The Dynamics of the Theta Method

Abstract

The dynamics of the theta method for arbitrary systems of nonlinear ordinary differential equations are analysed. Two scalar examples are presented to demonstrate the importance of spurious solutions in determining the dynamics of discretisations. A general system of differential equations is then considered. It is shown that the choice $\theta = \frac{1}{2}$ does not generate spurious solutions of period 2 in the timestep n. Using bifurcation theory, it is shown that for $\theta \ne \frac{1}{2}$ the theta method does generate spurious solutions of period 2. The existence and form of spurious solutions are examined in the limit $\Delta t \to 0$. The existence of spurious steady solutions in a predictor-corrector method is proved to be equivalent to the existence of spurious period 2 solutions in the Euler method. The theory is applied to several examples from nonlinear parabolic equations.
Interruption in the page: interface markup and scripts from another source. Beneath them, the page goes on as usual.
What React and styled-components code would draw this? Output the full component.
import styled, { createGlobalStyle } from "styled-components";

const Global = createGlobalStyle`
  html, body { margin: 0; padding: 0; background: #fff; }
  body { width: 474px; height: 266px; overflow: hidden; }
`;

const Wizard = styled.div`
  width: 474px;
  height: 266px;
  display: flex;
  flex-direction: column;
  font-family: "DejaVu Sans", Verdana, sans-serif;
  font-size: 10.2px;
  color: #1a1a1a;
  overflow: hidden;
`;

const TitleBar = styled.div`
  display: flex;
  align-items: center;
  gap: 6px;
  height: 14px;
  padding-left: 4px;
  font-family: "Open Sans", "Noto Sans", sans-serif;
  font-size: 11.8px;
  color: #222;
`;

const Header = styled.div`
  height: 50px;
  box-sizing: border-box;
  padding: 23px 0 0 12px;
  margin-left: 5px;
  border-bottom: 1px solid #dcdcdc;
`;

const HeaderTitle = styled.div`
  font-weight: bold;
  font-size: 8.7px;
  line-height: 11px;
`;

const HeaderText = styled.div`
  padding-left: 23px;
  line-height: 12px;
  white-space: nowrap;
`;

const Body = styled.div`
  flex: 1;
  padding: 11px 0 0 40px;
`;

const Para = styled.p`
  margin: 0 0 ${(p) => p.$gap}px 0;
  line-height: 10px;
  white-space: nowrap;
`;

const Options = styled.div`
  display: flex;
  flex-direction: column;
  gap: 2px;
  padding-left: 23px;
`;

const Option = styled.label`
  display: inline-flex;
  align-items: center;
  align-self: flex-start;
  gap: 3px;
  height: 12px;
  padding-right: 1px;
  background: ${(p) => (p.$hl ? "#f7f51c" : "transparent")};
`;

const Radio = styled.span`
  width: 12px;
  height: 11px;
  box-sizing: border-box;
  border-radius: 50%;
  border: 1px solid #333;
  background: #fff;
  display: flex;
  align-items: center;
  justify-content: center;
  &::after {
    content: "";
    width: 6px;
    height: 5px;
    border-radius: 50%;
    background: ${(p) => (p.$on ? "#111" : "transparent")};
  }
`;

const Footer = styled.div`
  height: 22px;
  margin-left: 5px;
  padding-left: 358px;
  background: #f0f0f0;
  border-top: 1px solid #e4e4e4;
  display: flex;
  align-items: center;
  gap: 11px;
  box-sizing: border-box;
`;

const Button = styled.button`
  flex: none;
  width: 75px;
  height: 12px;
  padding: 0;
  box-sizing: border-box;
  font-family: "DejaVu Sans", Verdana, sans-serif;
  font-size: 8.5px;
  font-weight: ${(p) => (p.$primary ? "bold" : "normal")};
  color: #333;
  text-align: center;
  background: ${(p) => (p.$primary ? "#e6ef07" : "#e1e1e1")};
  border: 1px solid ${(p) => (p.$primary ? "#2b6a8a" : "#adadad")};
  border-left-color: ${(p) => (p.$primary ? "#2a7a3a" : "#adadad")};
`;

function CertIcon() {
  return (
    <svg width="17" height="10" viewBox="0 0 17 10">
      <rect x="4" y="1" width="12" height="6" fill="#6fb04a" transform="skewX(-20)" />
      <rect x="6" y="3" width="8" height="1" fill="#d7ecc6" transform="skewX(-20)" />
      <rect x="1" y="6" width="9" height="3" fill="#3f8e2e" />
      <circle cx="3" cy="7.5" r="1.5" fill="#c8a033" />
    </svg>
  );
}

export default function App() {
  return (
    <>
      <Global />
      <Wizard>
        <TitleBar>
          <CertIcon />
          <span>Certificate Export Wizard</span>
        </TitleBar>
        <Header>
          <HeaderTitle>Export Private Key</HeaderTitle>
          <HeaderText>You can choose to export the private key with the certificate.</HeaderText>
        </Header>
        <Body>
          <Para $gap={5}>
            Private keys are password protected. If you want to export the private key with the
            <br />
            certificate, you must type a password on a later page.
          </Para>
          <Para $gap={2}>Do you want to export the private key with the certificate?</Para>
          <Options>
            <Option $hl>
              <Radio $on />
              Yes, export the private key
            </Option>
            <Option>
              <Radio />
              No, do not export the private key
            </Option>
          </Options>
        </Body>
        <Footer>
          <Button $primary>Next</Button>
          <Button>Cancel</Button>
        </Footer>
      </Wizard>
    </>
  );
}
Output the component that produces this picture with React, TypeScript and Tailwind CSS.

Numerical continuation is used to trace out the spurious solutions as Lit is varied. Timestepping experiments are presented to demonstrate the effect of the spurious solutions on the dynamics and some complementary theoretical results are proved. In particular, the linear stability restriction $\Delta t/\Delta x^2 \leq \frac{1}{2}$ for the Euler method applied to the heat equation is generalised to cope with a nonlinear problem. This naturally introduces a restriction on $\Delta t$ in terms of the initial data; this restriction is necessary to avoid the effect of spurious periodic solutions.